DATA SECTION>
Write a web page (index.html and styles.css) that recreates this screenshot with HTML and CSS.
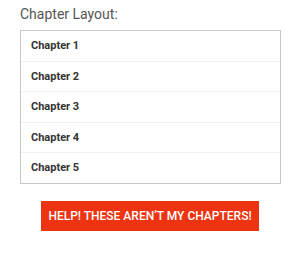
FILE: index.html
```html
<!DOCTYPE html>
<html lang="en">
<head>
    <meta charset="UTF-8">
    <title>Chapter Layout</title>
    <link rel="stylesheet" href="styles.css">
</head>
<body>
    <div class="panel">
        <div class="label">Chapter Layout:</div>
        <div class="chapters">
            <div class="chapter">Chapter 1</div>
            <div class="chapter">Chapter 2</div>
            <div class="chapter">Chapter 3</div>
            <div class="chapter">Chapter 4</div>
            <div class="chapter">Chapter 5</div>
        </div>
        <div class="actions">
            <button class="help">HELP! THESE AREN’T MY CHAPTERS!</button>
        </div>
    </div>
</body>
</html>
```

FILE: styles.css
```css
body {
    margin: 0;
    background-color: #fff;
    font-family: Roboto, 'Liberation Sans', sans-serif;
}
.panel {
    padding: 6px 19px 0 20px;
}
.label {
    font-size: 14px;
    color: #555;
    line-height: 17px;
    margin-bottom: 7px;
}
.chapters {
    border: 1px solid #c8c8c8;
}
.chapter {
    height: 29.5px;
    line-height: 29.5px;
    padding-left: 10px;
    font-size: 11px;
    font-weight: bold;
    color: #333;
    border-bottom: 1px solid #f0f0f0;
}
.chapter:last-child {
    border-bottom: none;
}
.actions {
    display: flex;
    justify-content: center;
    margin-top: 17px;
    margin-left: -1px;
}
.help {
    background-color: #ee3311;
    color: #fff;
    border: none;
    width: 218px;
    height: 30px;
    font-family: Roboto, 'Liberation Sans', sans-serif;
    font-size: 12px;
    font-weight: 500;
    white-space: nowrap;
    padding: 0;
}
```
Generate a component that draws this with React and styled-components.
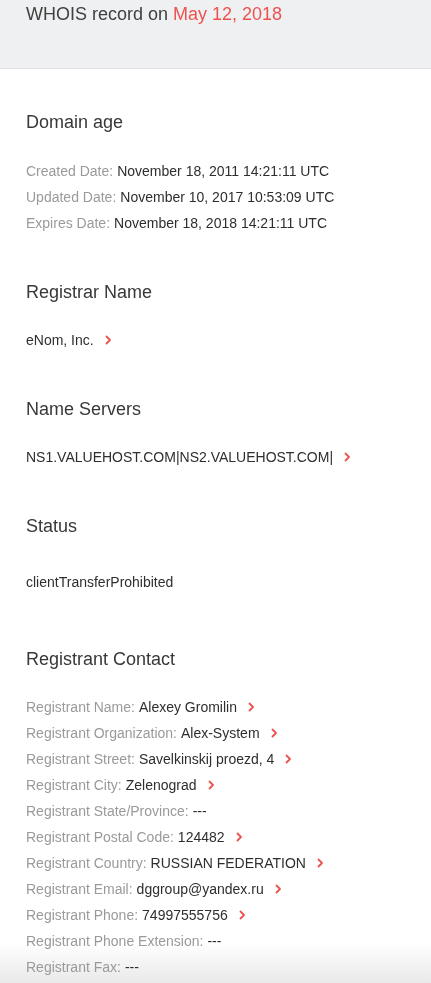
import React from 'react'
import styled, { createGlobalStyle } from 'styled-components'

const GlobalStyle = createGlobalStyle`
  html, body {
    margin: 0;
    padding: 0;
    background: #fff;
    font-family: "Liberation Sans", Arial, Helvetica, sans-serif;
    -webkit-font-smoothing: antialiased;
  }
`

const Page = styled.div`
  position: relative;
  z-index: 0;
  width: 100%;
  min-height: 100vh;
  background: #fff;
`

const Header = styled.header`
  box-sizing: border-box;
  height: 69px;
  padding: 3px 26px 0;
  background: #eff0f2;
  border-bottom: 1px solid #e0e0e2;
`

const Title = styled.h1`
  margin: 0;
  font-size: 18px;
  line-height: 22px;
  font-weight: 400;
  color: #404040;
`

const DateText = styled.span`
  color: #ec5350;
`

const Content = styled.main`
  padding: 41px 26px 0;
`

const Section = styled.section`
  margin-bottom: ${p => p.$gap || 44}px;
`

const Heading = styled.h2`
  margin: 0 0 ${p => p.$gap || 23}px;
  font-size: 18px;
  line-height: 24px;
  font-weight: 400;
  color: #383838;
`

const Row = styled.div`
  display: flex;
  align-items: center;
  font-size: 14px;
  line-height: 26px;
  color: #2e2e2e;
  white-space: nowrap;
`

const Label = styled.span`
  color: #9a9a9a;
  margin-right: 4px;
`

const Value = styled.span`
  color: #2e2e2e;
`

const Link = styled.a`
  display: inline-flex;
  align-items: center;
  margin-left: 11px;
  color: #ec5350;
  cursor: pointer;
`

const Fade = styled.div`
  position: fixed;
  z-index: -1;
  left: 0;
  right: 0;
  bottom: 0;
  height: 40px;
  pointer-events: none;
  background: linear-gradient(to bottom, rgba(236, 236, 236, 0), #e9e9e9);
`

function Chevron () {
  return (
    <Link>
      <svg width='7' height='10' viewBox='0 0 7 10' fill='none'>
        <path d='M1.5 1.5 L5 5 L1.5 8.5' stroke='currentColor' strokeWidth='1.8' strokeLinecap='round' strokeLinejoin='round' />
      </svg>
    </Link>
  )
}

function Field ({ label, value, link }) {
  return (
    <Row>
      {label && <Label>{label}:</Label>}
      <Value>{value}</Value>
      {link && <Chevron />}
    </Row>
  )
}

const dates = [
  { label: 'Created Date', value: 'November 18, 2011 14:21:11 UTC' },
  { label: 'Updated Date', value: 'November 10, 2017 10:53:09 UTC' },
  { label: 'Expires Date', value: 'November 18, 2018 14:21:11 UTC' }
]

const registrant = [
  { label: 'Registrant Name', value: 'Alexey Gromilin', link: true },
  { label: 'Registrant Organization', value: 'Alex-System', link: true },
  { label: 'Registrant Street', value: 'Savelkinskij proezd, 4', link: true },
  { label: 'Registrant City', value: 'Zelenograd', link: true },
  { label: 'Registrant State/Province', value: '---' },
  { label: 'Registrant Postal Code', value: '124482', link: true },
  { label: 'Registrant Country', value: 'RUSSIAN FEDERATION', link: true },
  { label: 'Registrant Email', value: 'dggroup@yandex.ru', link: true },
  { label: 'Registrant Phone', value: '74997555756', link: true },
  { label: 'Registrant Phone Extension', value: '---' },
  { label: 'Registrant Fax', value: '---' }
]

export default function App () {
  return (
    <Page>
      <GlobalStyle />
      <Header>
        <Title>WHOIS record on <DateText>May 12, 2018</DateText></Title>
      </Header>
      <Content>
        <Section>
          <Heading $gap={24}>Domain age</Heading>
          {dates.map(d => <Field key={d.label} {...d} />)}
        </Section>
        <Section>
          <Heading>Registrar Name</Heading>
          <Field value='eNom, Inc.' link />
        </Section>
        <Section>
          <Heading>Name Servers</Heading>
          <Field value='NS1.VALUEHOST.COM|NS2.VALUEHOST.COM|' link />
        </Section>
        <Section $gap={52}>
          <Heading $gap={31}>Status</Heading>
          <Field value='clientTransferProhibited' />
        </Section>
        <Section>
          <Heading>Registrant Contact</Heading>
          {registrant.map(r => <Field key={r.label} {...r} />)}
        </Section>
      </Content>
      <Fade />
    </Page>
  )
}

EXERCISE OBJECTIVE> Leave out the pictures and print every line of the data exactly.

CORRECT OUTPUT>
Write a web page (index.html and styles.css) that recreates this screenshot with HTML and CSS.
FILE: index.html
```html
<!DOCTYPE html>
<html lang="en">
<head>
    <meta charset="UTF-8">
    <title>Chapter Layout</title>
    <link rel="stylesheet" href="styles.css">
</head>
<body>
    <div class="panel">
        <div class="label">Chapter Layout:</div>
        <div class="chapters">
            <div class="chapter">Chapter 1</div>
            <div class="chapter">Chapter 2</div>
            <div class="chapter">Chapter 3</div>
            <div class="chapter">Chapter 4</div>
            <div class="chapter">Chapter 5</div>
        </div>
        <div class="actions">
            <button class="help">HELP! THESE AREN’T MY CHAPTERS!</button>
        </div>
    </div>
</body>
</html>
```

FILE: styles.css
```css
body {
    margin: 0;
    background-color: #fff;
    font-family: Roboto, 'Liberation Sans', sans-serif;
}
.panel {
    padding: 6px 19px 0 20px;
}
.label {
    font-size: 14px;
    color: #555;
    line-height: 17px;
    margin-bottom: 7px;
}
.chapters {
    border: 1px solid #c8c8c8;
}
.chapter {
    height: 29.5px;
    line-height: 29.5px;
    padding-left: 10px;
    font-size: 11px;
    font-weight: bold;
    color: #333;
    border-bottom: 1px solid #f0f0f0;
}
.chapter:last-child {
    border-bottom: none;
}
.actions {
    display: flex;
    justify-content: center;
    margin-top: 17px;
    margin-left: -1px;
}
.help {
    background-color: #ee3311;
    color: #fff;
    border: none;
    width: 218px;
    height: 30px;
    font-family: Roboto, 'Liberation Sans', sans-serif;
    font-size: 12px;
    font-weight: 500;
    white-space: nowrap;
    padding: 0;
}
```
Generate a component that draws this with React and styled-components.
import React from 'react'
import styled, { createGlobalStyle } from 'styled-components'

const GlobalStyle = createGlobalStyle`
  html, body {
    margin: 0;
    padding: 0;
    background: #fff;
    font-family: "Liberation Sans", Arial, Helvetica, sans-serif;
    -webkit-font-smoothing: antialiased;
  }
`

const Page = styled.div`
  position: relative;
  z-index: 0;
  width: 100%;
  min-height: 100vh;
  background: #fff;
`

const Header = styled.header`
  box-sizing: border-box;
  height: 69px;
  padding: 3px 26px 0;
  background: #eff0f2;
  border-bottom: 1px solid #e0e0e2;
`

const Title = styled.h1`
  margin: 0;
  font-size: 18px;
  line-height: 22px;
  font-weight: 400;
  color: #404040;
`

const DateText = styled.span`
  color: #ec5350;
`

const Content = styled.main`
  padding: 41px 26px 0;
`

const Section = styled.section`
  margin-bottom: ${p => p.$gap || 44}px;
`

const Heading = styled.h2`
  margin: 0 0 ${p => p.$gap || 23}px;
  font-size: 18px;
  line-height: 24px;
  font-weight: 400;
  color: #383838;
`

const Row = styled.div`
  display: flex;
  align-items: center;
  font-size: 14px;
  line-height: 26px;
  color: #2e2e2e;
  white-space: nowrap;
`

const Label = styled.span`
  color: #9a9a9a;
  margin-right: 4px;
`

const Value = styled.span`
  color: #2e2e2e;
`

const Link = styled.a`
  display: inline-flex;
  align-items: center;
  margin-left: 11px;
  color: #ec5350;
  cursor: pointer;
`

const Fade = styled.div`
  position: fixed;
  z-index: -1;
  left: 0;
  right: 0;
  bottom: 0;
  height: 40px;
  pointer-events: none;
  background: linear-gradient(to bottom, rgba(236, 236, 236, 0), #e9e9e9);
`

function Chevron () {
  return (
    <Link>
      <svg width='7' height='10' viewBox='0 0 7 10' fill='none'>
        <path d='M1.5 1.5 L5 5 L1.5 8.5' stroke='currentColor' strokeWidth='1.8' strokeLinecap='round' strokeLinejoin='round' />
      </svg>
    </Link>
  )
}

function Field ({ label, value, link }) {
  return (
    <Row>
      {label && <Label>{label}:</Label>}
      <Value>{value}</Value>
      {link && <Chevron />}
    </Row>
  )
}

const dates = [
  { label: 'Created Date', value: 'November 18, 2011 14:21:11 UTC' },
  { label: 'Updated Date', value: 'November 10, 2017 10:53:09 UTC' },
  { label: 'Expires Date', value: 'November 18, 2018 14:21:11 UTC' }
]

const registrant = [
  { label: 'Registrant Name', value: 'Alexey Gromilin', link: true },
  { label: 'Registrant Organization', value: 'Alex-System', link: true },
  { label: 'Registrant Street', value: 'Savelkinskij proezd, 4', link: true },
  { label: 'Registrant City', value: 'Zelenograd', link: true },
  { label: 'Registrant State/Province', value: '---' },
  { label: 'Registrant Postal Code', value: '124482', link: true },
  { label: 'Registrant Country', value: 'RUSSIAN FEDERATION', link: true },
  { label: 'Registrant Email', value: 'dggroup@yandex.ru', link: true },
  { label: 'Registrant Phone', value: '74997555756', link: true },
  { label: 'Registrant Phone Extension', value: '---' },
  { label: 'Registrant Fax', value: '---' }
]

export default function App () {
  return (
    <Page>
      <GlobalStyle />
      <Header>
        <Title>WHOIS record on <DateText>May 12, 2018</DateText></Title>
      </Header>
      <Content>
        <Section>
          <Heading $gap={24}>Domain age</Heading>
          {dates.map(d => <Field key={d.label} {...d} />)}
        </Section>
        <Section>
          <Heading>Registrar Name</Heading>
          <Field value='eNom, Inc.' link />
        </Section>
        <Section>
          <Heading>Name Servers</Heading>
          <Field value='NS1.VALUEHOST.COM|NS2.VALUEHOST.COM|' link />
        </Section>
        <Section $gap={52}>
          <Heading $gap={31}>Status</Heading>
          <Field value='clientTransferProhibited' />
        </Section>
        <Section>
          <Heading>Registrant Contact</Heading>
          {registrant.map(r => <Field key={r.label} {...r} />)}
        </Section>
      </Content>
      <Fade />
    </Page>
  )
}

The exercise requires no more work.